Directions for this task: Transcribe every entry word for word, but skip the images.

<<<<

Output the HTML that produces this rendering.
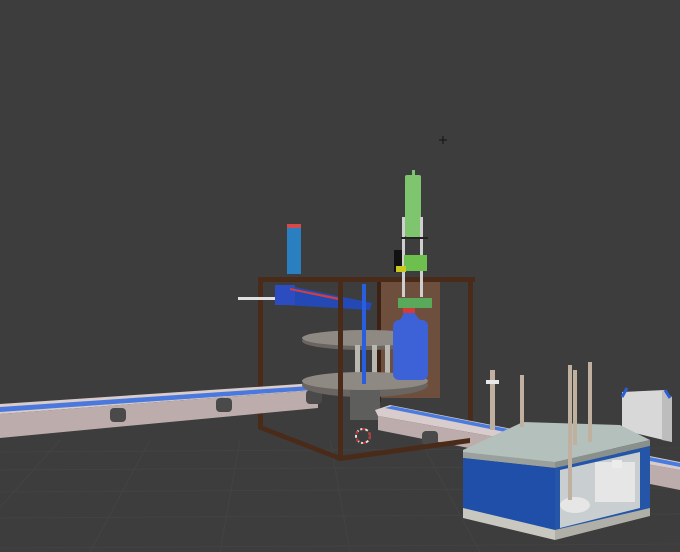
<!DOCTYPE html>
<html><head><style>
html,body{margin:0;padding:0;background:#3d3d3d;overflow:hidden}
svg{display:block}
</style></head><body>
<svg width="680" height="552" viewBox="0 0 680 552" xmlns="http://www.w3.org/2000/svg">
<rect width="680" height="552" fill="#3d3d3d"/>
<g stroke="#434343" stroke-width="1">
<line x1="0" y1="452" x2="680" y2="448"/>
<line x1="0" y1="470" x2="680" y2="466"/>
<line x1="0" y1="492" x2="680" y2="488"/>
<line x1="0" y1="518" x2="680" y2="514"/>
<line x1="0" y1="548" x2="680" y2="544"/>
<line x1="60" y1="440" x2="-40" y2="552"/>
<line x1="150" y1="440" x2="90" y2="552"/>
<line x1="240" y1="440" x2="220" y2="552"/>
<line x1="330" y1="440" x2="350" y2="552"/>
<line x1="420" y1="440" x2="480" y2="552"/>
</g>
<line x1="443" y1="136" x2="443" y2="144" stroke="#111" stroke-width="1"/>
<line x1="439" y1="140" x2="447" y2="140" stroke="#111" stroke-width="1"/>

<rect x="380" y="278" width="60" height="120" fill="#6e4f3e"/>
<rect x="258" y="277" width="217" height="5" fill="#4a2a18"/>
<rect x="258" y="280" width="5" height="148" fill="#4a2a18"/>
<rect x="468" y="280" width="5" height="162" fill="#4a2a18"/>
<rect x="377" y="282" width="4" height="120" fill="#3c2214"/>

<polygon points="0,404 315,383 318,390 0,414" fill="#d8cccc"/>
<polygon points="0,407 310,386 313,390 0,412" fill="#4a78dc"/>
<polygon points="0,414 318,390 318,408 0,438" fill="#bcacac"/>
<rect x="110" y="408" width="16" height="14" rx="4" fill="#4a4a4a"/>
<rect x="216" y="398" width="16" height="14" rx="4" fill="#4a4a4a"/>
<rect x="306" y="390" width="16" height="14" rx="4" fill="#4a4a4a"/>

<ellipse cx="365" cy="341" rx="63" ry="9" fill="#6a6560"/>
<ellipse cx="365" cy="338" rx="63" ry="8" fill="#8f8983"/>
<rect x="355" y="345" width="5" height="35" fill="#b8b8b0"/>
<rect x="372" y="345" width="5" height="35" fill="#b8b8b0"/>
<rect x="385" y="345" width="5" height="35" fill="#b8b8b0"/>
<ellipse cx="365" cy="385" rx="63" ry="12" fill="#6a6560"/>
<ellipse cx="365" cy="381" rx="63" ry="9" fill="#8f8983"/>
<rect x="350" y="390" width="30" height="30" fill="#5e5e5c"/>
<rect x="393" y="320" width="35" height="60" rx="6" fill="#3d62d8"/>
<path d="M400 320 Q405 312 404 310 L414 310 Q414 314 420 320 Z" fill="#3d62d8"/>
<rect x="403" y="307" width="12" height="6" fill="#d43a3a"/>
<rect x="405" y="175" width="16" height="62" rx="2" fill="#7fc46e"/>
<rect x="412" y="170" width="3" height="6" fill="#7fc46e"/>
<rect x="402" y="217" width="3" height="80" fill="#cfcfcf"/>
<rect x="420" y="217" width="3" height="80" fill="#cfcfcf"/>
<rect x="401" y="237" width="27" height="2" fill="#222"/>
<rect x="404" y="255" width="23" height="16" fill="#6dbf4e"/>
<rect x="394" y="250" width="8" height="22" fill="#111"/>
<rect x="396" y="266" width="10" height="6" fill="#c8c820"/>
<rect x="398" y="298" width="34" height="10" fill="#5aa85a"/>
<rect x="287" y="226" width="14" height="48" fill="#2a7fc0"/>
<rect x="287" y="224" width="14" height="4" fill="#d44a4a"/>
<rect x="238" y="297" width="50" height="3" fill="#e0e0e0"/>
<polygon points="275,290 285,285 372,303 370,310 285,305" fill="#2549b4"/>
<rect x="275" y="285" width="20" height="20" fill="#2d4cc0"/>
<polygon points="290,288 340,298 338,300 290,290" fill="#d04040"/>
<rect x="362" y="284" width="4" height="100" fill="#2a5ee0"/>

<polygon points="375,410 390,405 680,462 680,470 378,416" fill="#d8cccc"/>
<polygon points="385,408 392,406 680,463 680,467" fill="#4a7ce0"/>
<polygon points="378,416 680,470 680,490 378,430" fill="#bcacac"/>
<rect x="422" y="431" width="16" height="14" rx="4" fill="#4a4a4a"/>
<circle cx="363" cy="436" r="7" fill="none" stroke="#e0e0e0" stroke-width="2" stroke-dasharray="3 2"/>
<circle cx="363" cy="436" r="7" fill="none" stroke="#c03030" stroke-width="2" stroke-dasharray="3 5"/>

<rect x="338" y="280" width="5" height="180" fill="#4a2a18"/>
<polygon points="258,424 340,456 340,461 258,429" fill="#4a2a18"/>
<polygon points="340,456 470,438 470,443 340,461" fill="#4a2a18"/>

<polygon points="622,392 665,390 672,400 672,442 622,430" fill="#d8d8d8"/>
<polygon points="662,390 672,397 672,442 662,440" fill="#bdbdbd"/>
<path d="M622 397 L627 388 M665 390 L670 398" stroke="#2a5ed6" stroke-width="3"/>

<polygon points="463,450 523,422 620,425 650,440 555,462 463,455" fill="#b4c0bc"/>
<polygon points="463,452 555,462 555,468 463,458" fill="#9aa09c"/>
<polygon points="555,462 650,440 650,446 555,468" fill="#8a908c"/>
<polygon points="463,458 555,468 555,532 463,510" fill="#1f4fa8"/>
<polygon points="555,468 650,446 650,510 555,532" fill="#2455a6"/>
<polygon points="560,470 640,452 640,508 560,528" fill="#c9cfd0"/>
<polygon points="463,508 555,530 555,540 463,518" fill="#c8c8c0"/>
<polygon points="555,530 650,508 650,516 555,540" fill="#b0b0a8"/>
<rect x="595" y="462" width="40" height="40" fill="#e6e6e6"/>
<rect x="612" y="460" width="10" height="8" fill="#ececec"/>
<ellipse cx="575" cy="505" rx="15" ry="8" fill="#e6e6e6"/>
<rect x="490" y="370" width="5" height="60" fill="#c0b0a0"/>
<rect x="486" y="380" width="13" height="4" fill="#e8e8e8"/>
<rect x="520" y="375" width="4" height="52" fill="#c0b0a0"/>
<rect x="568" y="365" width="4" height="135" fill="#c0b0a0"/>
<rect x="573" y="370" width="4" height="75" fill="#c0b0a0"/>
<rect x="588" y="362" width="4" height="80" fill="#c0b0a0"/>
</svg>
</body></html>
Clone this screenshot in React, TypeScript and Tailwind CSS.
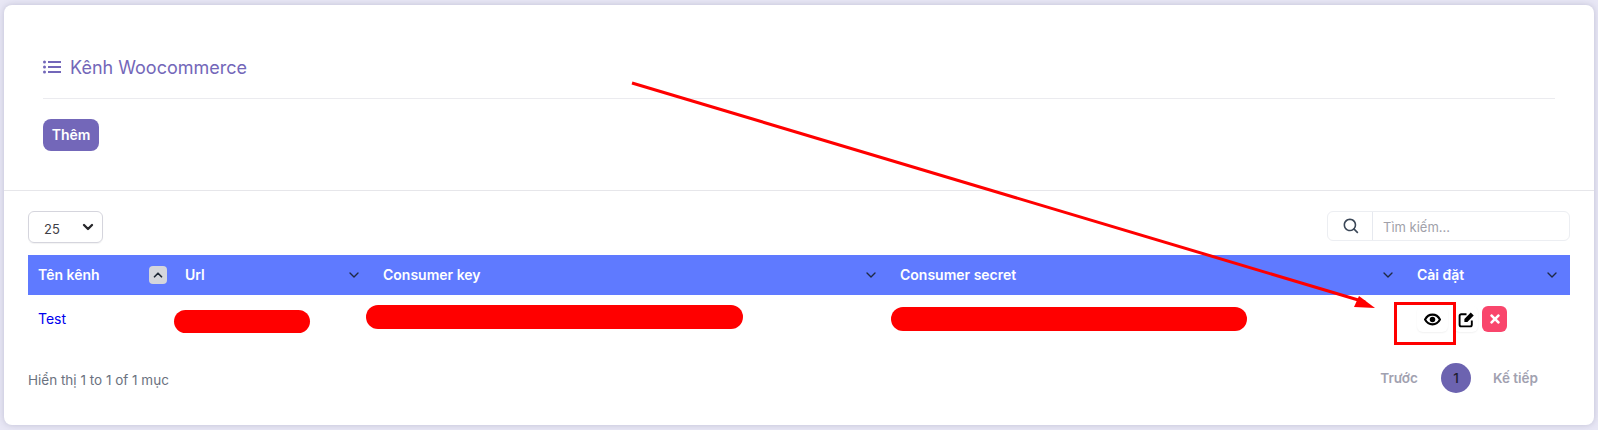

>>>>

Result of the task:
Output the HTML that produces this rendering.
<!DOCTYPE html>
<html><head><style>
html,body{margin:0;padding:0;background:#3d3d3d;overflow:hidden}
svg{display:block}
</style></head><body>
<svg width="680" height="552" viewBox="0 0 680 552" xmlns="http://www.w3.org/2000/svg">
<rect width="680" height="552" fill="#3d3d3d"/>
<g stroke="#434343" stroke-width="1">
<line x1="0" y1="452" x2="680" y2="448"/>
<line x1="0" y1="470" x2="680" y2="466"/>
<line x1="0" y1="492" x2="680" y2="488"/>
<line x1="0" y1="518" x2="680" y2="514"/>
<line x1="0" y1="548" x2="680" y2="544"/>
<line x1="60" y1="440" x2="-40" y2="552"/>
<line x1="150" y1="440" x2="90" y2="552"/>
<line x1="240" y1="440" x2="220" y2="552"/>
<line x1="330" y1="440" x2="350" y2="552"/>
<line x1="420" y1="440" x2="480" y2="552"/>
</g>
<line x1="443" y1="136" x2="443" y2="144" stroke="#111" stroke-width="1"/>
<line x1="439" y1="140" x2="447" y2="140" stroke="#111" stroke-width="1"/>

<rect x="380" y="278" width="60" height="120" fill="#6e4f3e"/>
<rect x="258" y="277" width="217" height="5" fill="#4a2a18"/>
<rect x="258" y="280" width="5" height="148" fill="#4a2a18"/>
<rect x="468" y="280" width="5" height="162" fill="#4a2a18"/>
<rect x="377" y="282" width="4" height="120" fill="#3c2214"/>

<polygon points="0,404 315,383 318,390 0,414" fill="#d8cccc"/>
<polygon points="0,407 310,386 313,390 0,412" fill="#4a78dc"/>
<polygon points="0,414 318,390 318,408 0,438" fill="#bcacac"/>
<rect x="110" y="408" width="16" height="14" rx="4" fill="#4a4a4a"/>
<rect x="216" y="398" width="16" height="14" rx="4" fill="#4a4a4a"/>
<rect x="306" y="390" width="16" height="14" rx="4" fill="#4a4a4a"/>

<ellipse cx="365" cy="341" rx="63" ry="9" fill="#6a6560"/>
<ellipse cx="365" cy="338" rx="63" ry="8" fill="#8f8983"/>
<rect x="355" y="345" width="5" height="35" fill="#b8b8b0"/>
<rect x="372" y="345" width="5" height="35" fill="#b8b8b0"/>
<rect x="385" y="345" width="5" height="35" fill="#b8b8b0"/>
<ellipse cx="365" cy="385" rx="63" ry="12" fill="#6a6560"/>
<ellipse cx="365" cy="381" rx="63" ry="9" fill="#8f8983"/>
<rect x="350" y="390" width="30" height="30" fill="#5e5e5c"/>
<rect x="393" y="320" width="35" height="60" rx="6" fill="#3d62d8"/>
<path d="M400 320 Q405 312 404 310 L414 310 Q414 314 420 320 Z" fill="#3d62d8"/>
<rect x="403" y="307" width="12" height="6" fill="#d43a3a"/>
<rect x="405" y="175" width="16" height="62" rx="2" fill="#7fc46e"/>
<rect x="412" y="170" width="3" height="6" fill="#7fc46e"/>
<rect x="402" y="217" width="3" height="80" fill="#cfcfcf"/>
<rect x="420" y="217" width="3" height="80" fill="#cfcfcf"/>
<rect x="401" y="237" width="27" height="2" fill="#222"/>
<rect x="404" y="255" width="23" height="16" fill="#6dbf4e"/>
<rect x="394" y="250" width="8" height="22" fill="#111"/>
<rect x="396" y="266" width="10" height="6" fill="#c8c820"/>
<rect x="398" y="298" width="34" height="10" fill="#5aa85a"/>
<rect x="287" y="226" width="14" height="48" fill="#2a7fc0"/>
<rect x="287" y="224" width="14" height="4" fill="#d44a4a"/>
<rect x="238" y="297" width="50" height="3" fill="#e0e0e0"/>
<polygon points="275,290 285,285 372,303 370,310 285,305" fill="#2549b4"/>
<rect x="275" y="285" width="20" height="20" fill="#2d4cc0"/>
<polygon points="290,288 340,298 338,300 290,290" fill="#d04040"/>
<rect x="362" y="284" width="4" height="100" fill="#2a5ee0"/>

<polygon points="375,410 390,405 680,462 680,470 378,416" fill="#d8cccc"/>
<polygon points="385,408 392,406 680,463 680,467" fill="#4a7ce0"/>
<polygon points="378,416 680,470 680,490 378,430" fill="#bcacac"/>
<rect x="422" y="431" width="16" height="14" rx="4" fill="#4a4a4a"/>
<circle cx="363" cy="436" r="7" fill="none" stroke="#e0e0e0" stroke-width="2" stroke-dasharray="3 2"/>
<circle cx="363" cy="436" r="7" fill="none" stroke="#c03030" stroke-width="2" stroke-dasharray="3 5"/>

<rect x="338" y="280" width="5" height="180" fill="#4a2a18"/>
<polygon points="258,424 340,456 340,461 258,429" fill="#4a2a18"/>
<polygon points="340,456 470,438 470,443 340,461" fill="#4a2a18"/>

<polygon points="622,392 665,390 672,400 672,442 622,430" fill="#d8d8d8"/>
<polygon points="662,390 672,397 672,442 662,440" fill="#bdbdbd"/>
<path d="M622 397 L627 388 M665 390 L670 398" stroke="#2a5ed6" stroke-width="3"/>

<polygon points="463,450 523,422 620,425 650,440 555,462 463,455" fill="#b4c0bc"/>
<polygon points="463,452 555,462 555,468 463,458" fill="#9aa09c"/>
<polygon points="555,462 650,440 650,446 555,468" fill="#8a908c"/>
<polygon points="463,458 555,468 555,532 463,510" fill="#1f4fa8"/>
<polygon points="555,468 650,446 650,510 555,532" fill="#2455a6"/>
<polygon points="560,470 640,452 640,508 560,528" fill="#c9cfd0"/>
<polygon points="463,508 555,530 555,540 463,518" fill="#c8c8c0"/>
<polygon points="555,530 650,508 650,516 555,540" fill="#b0b0a8"/>
<rect x="595" y="462" width="40" height="40" fill="#e6e6e6"/>
<rect x="612" y="460" width="10" height="8" fill="#ececec"/>
<ellipse cx="575" cy="505" rx="15" ry="8" fill="#e6e6e6"/>
<rect x="490" y="370" width="5" height="60" fill="#c0b0a0"/>
<rect x="486" y="380" width="13" height="4" fill="#e8e8e8"/>
<rect x="520" y="375" width="4" height="52" fill="#c0b0a0"/>
<rect x="568" y="365" width="4" height="135" fill="#c0b0a0"/>
<rect x="573" y="370" width="4" height="75" fill="#c0b0a0"/>
<rect x="588" y="362" width="4" height="80" fill="#c0b0a0"/>
</svg>
</body></html>
Clone this screenshot in React, TypeScript and Tailwind CSS.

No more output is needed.